How to Actually Use the FDD

Receiving a 200-plus-page disclosure document is only useful if you know where to focus. Most prospective franchisees flip to Item 19 looking for earnings data, and that’s understandable, but the items that tend to cause the most regret when ignored are Item 17 (the franchise relationship table), Item 6 (ongoing fees), and Item 20 (the franchisee contact list).

Item 17 tells you what happens when the relationship sours. Read the termination provisions carefully: what counts as “cause,” whether defaults are curable, what your non-compete obligations look like after termination, and how dispute resolution works. These terms are almost never negotiable, and they define the worst-case scenario you’re accepting.

Item 6 determines your ongoing cost structure for the life of the agreement.

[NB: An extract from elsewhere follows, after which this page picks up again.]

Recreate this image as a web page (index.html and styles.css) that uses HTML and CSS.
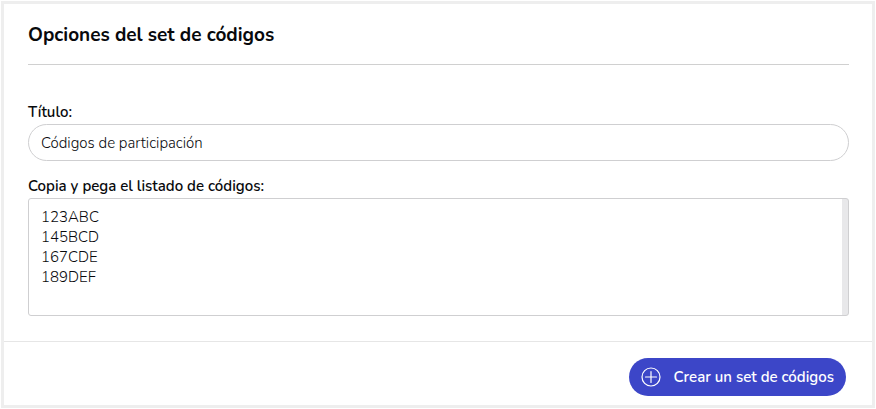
FILE: index.html
```html
<!DOCTYPE html>
<html lang="es">
<head>
    <meta charset="UTF-8">
    <meta name="viewport" content="width=device-width, initial-scale=1.0">
    <title>Opciones del set de códigos</title>
    <link rel="stylesheet" href="styles.css">
</head>
<body>
    <form class="panel">
        <!-- Opciones -->
        <div class="panel-body">
            <h1 class="panel-title">Opciones del set de códigos</h1>

            <div class="field">
                <label for="titulo">Título:</label>
                <input type="text" id="titulo" class="text-input" value="Códigos de participación">
            </div>

            <div class="field">
                <label for="codigos">Copia y pega el listado de códigos:</label>
                <textarea id="codigos" class="code-list" spellcheck="false">123ABC
145BCD
167CDE
189DEF</textarea>
            </div>
        </div>

        <!-- Acciones -->
        <div class="panel-footer">
            <button type="button" class="btn-create">
                <svg class="icon" viewBox="0 0 20 20" aria-hidden="true">
                    <circle cx="10" cy="10" r="9"/>
                    <path d="M10 4.5v11M4.5 10h11"/>
                </svg>
                <span>Crear un set de códigos</span>
            </button>
        </div>
    </form>
</body>
</html>
```

FILE: styles.css
```css
* {
    box-sizing: border-box;
}

body {
    margin: 1px;
    background: #fff;
    color: #08090c;
    font-family: Nunito, "Open Sans", sans-serif;
    font-size: 15px;
    line-height: 20px;
}

.panel {
    border: 3px solid #eee;
}

/* Contenido */
.panel-body {
    padding: 17px 23px 25px 24px;
}

.panel-title {
    margin: 0 0 37px;
    padding-bottom: 15px;
    border-bottom: 1px solid #d0d0d0;
    font-size: 19px;
    line-height: 28px;
    font-weight: 700;
}

.field + .field {
    margin-top: 15px;
}

.field label {
    display: block;
    margin-bottom: 2px;
    font-weight: 600;
}

.text-input,
.code-list {
    display: block;
    width: 100%;
    border: 1px solid #cfcfd1;
    background: #fff;
    color: inherit;
    font: inherit;
    font-weight: 300;
    outline: none;
}

.text-input {
    height: 37px;
    padding: 0 12px;
    border-radius: 19px;
}

.code-list {
    height: 118px;
    padding: 8px 12px;
    border-radius: 3px;
    resize: none;
    /* carril de desplazamiento a la derecha */
    background: linear-gradient(#e8e8ea, #e8e8ea) right / 6px 100% no-repeat #fff;
}

/* Pie con el botón */
.panel-footer {
    display: flex;
    justify-content: flex-end;
    padding: 16px 26px 9px;
    border-top: 1px solid #e6e6e6;
}

.btn-create {
    display: flex;
    align-items: center;
    gap: 12px;
    height: 38px;
    padding: 0 12px;
    border: none;
    border-radius: 19px;
    background: #3c46c8;
    color: #fff;
    font: inherit;
    font-weight: 600;
    cursor: pointer;
}

.icon {
    width: 20px;
    height: 20px;
    fill: none;
    stroke: #fff;
    stroke-width: 1.2;
    stroke-linecap: round;
}
```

Royalties that seem modest at 5% or 6% of gross revenue add up quickly, and advertising fund contributions on top of that can push your total franchisor payments well above 10% of every dollar you bring in. Calculate what those percentages mean in real dollars at your projected revenue level.

Item 20 is your direct line to people who’ve lived the experience. Call at least a dozen current franchisees from different regions and a handful of former ones. Ask former franchisees specifically whether they left voluntarily and whether the franchisor honored its contractual obligations during the exit. The FTC itself recommends this step as one of the most important things a prospective franchisee can do.3Federal Trade Commission. Franchise Fundamentals – Taking a Deep Dive Into the Franchise Disclosure Document

Have a franchise attorney review the FDD before your 14-day window closes. The cost of a legal review is small relative to the investment, and an experienced franchise lawyer will spot problems in the contract terms that no amount of personal research will catch.